Sarò sincero con voi. Sarebbe davvero fin troppo facile stroncare in pieno questa terza fatica dei Glass Animals, buttare lì un brutto voto in testa alla recensione e procedere a sputare veleno su un lavoro mediocre. Mi piacerebbe e sarebbe molto facile, forse anche più divertente, ma a tutti gli effetti scorretto. E non solo nei confronti della band di Dave Bayley, ma lo sarei soprattutto verso chi legge queste parole.

Dreamland, purtroppo, non è un disco così di merda.

Dico purtroppo perché ha tutte le carte in regola per esserlo. Nelle sue dodici tracce (sedici se contiamo le registrazioni nostalgicone che fanno da intermezzi) raramente ci si sposta da un registro upbeat-ma-scazzato e da sonorità dreamy piene di glitter e drum machine. Le tracce hanno così poca personalità che si fatica a distinguerle, soprattutto nel blocco centrale del disco. Il risultato è un ascolto monotono, mai del tutto coinvolgente e sporadicamente incalzante, quasi diametralmente opposto ai lavori precedenti della band che, pur risultando un po’ acerbi (Zaba) o un po’ confusionari (How To Be a Human Being) convincevano per varietà, originalità e soprattutto verve, tanta tantissima irresistibile verve. Chi conosce l’attacco di Life Itself o il ritornello di Pools sa a cosa mi riferisco quando dico che i Glass Animals hanno firmato alcuni dei pezzi pop più divertenti degli ultimi cinque anni. Ed è proprio nei momenti in cui ricalca le atmosfere dei predecessori che Dreamland dà il meglio di sé (Your Love (Déjà Vu), Hot Sugar), che infatti sembra prendere le atmosfere più distese di How To Be a Human Being per costruirsi una personalità tutta sua fatta di nostalgia 90s in salsa vaporwave, con riferimenti a Pokemon, Crash Bandicoot, Destiny’s Child e Karate Kid sparsi per tutti i quarantacinque minuti di durata.
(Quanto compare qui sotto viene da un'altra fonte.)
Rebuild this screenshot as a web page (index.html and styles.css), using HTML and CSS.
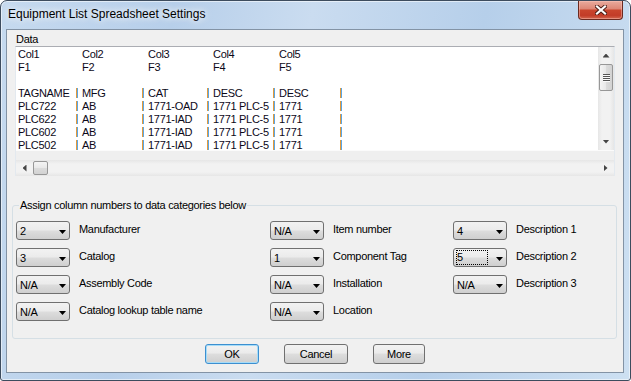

Anche considerando tutto questo, tuttavia, sarebbe ingiusto bollare Dreamland come un brutto disco, a partire dal fatto che in nessun momento risulta spiacevole o mal riuscito. Il disco scorre benissimo, la voce di Bayley funziona bene come sempre e per quanto poco ispirati e simili tra loro i diversi brani hanno una loro personalità. Più che un brutto album dei Glass Animals, Dreamland suona come una raccolta di demo e b-side, una sorta di versione diluita di una band che ci ha abituati a prove grezze ma indubbiamente magniloquenti. Se seguite i Glass Animals da un po’ non potrete che restare almeno un po’ delusi da questo ridimensionamento, ma troverete in Dreamland tutti i marchi di fabbrica di casa Glass Animals, dalle trasizioni azzeccatissime (Domestic Bliss) a veri e propri earworm che vi accompagneranno per settimane (Tangerine).

Sarebbe stato molto più facile se Dreamland fosse stato un brutto album, ma così non è. Se vi aspettavate un altro album variopinto e sorprendente come lo sono stati gli scorsi lavori potete tranquillamente skippare l’ascolto; se invece siete in cerca di un album chill che accompagni la fine dell’estate, magari guidando al tramonto dopo una giornata al mare, Dreamland potrebbe risultare la colonna sonora giusta per il video recap delle vacanze. Dreamland è la differenza tra un passo falso e un capitolo debole, tra Il Ritorno dello Jedi e Gli Ultimi Jedi, tra New Coke e Vanilla Coke, tra un passo indietro e uno scivolone. Gli animali di vetro camminano su ghiaccio sottile ma, per il momento, restano in piedi.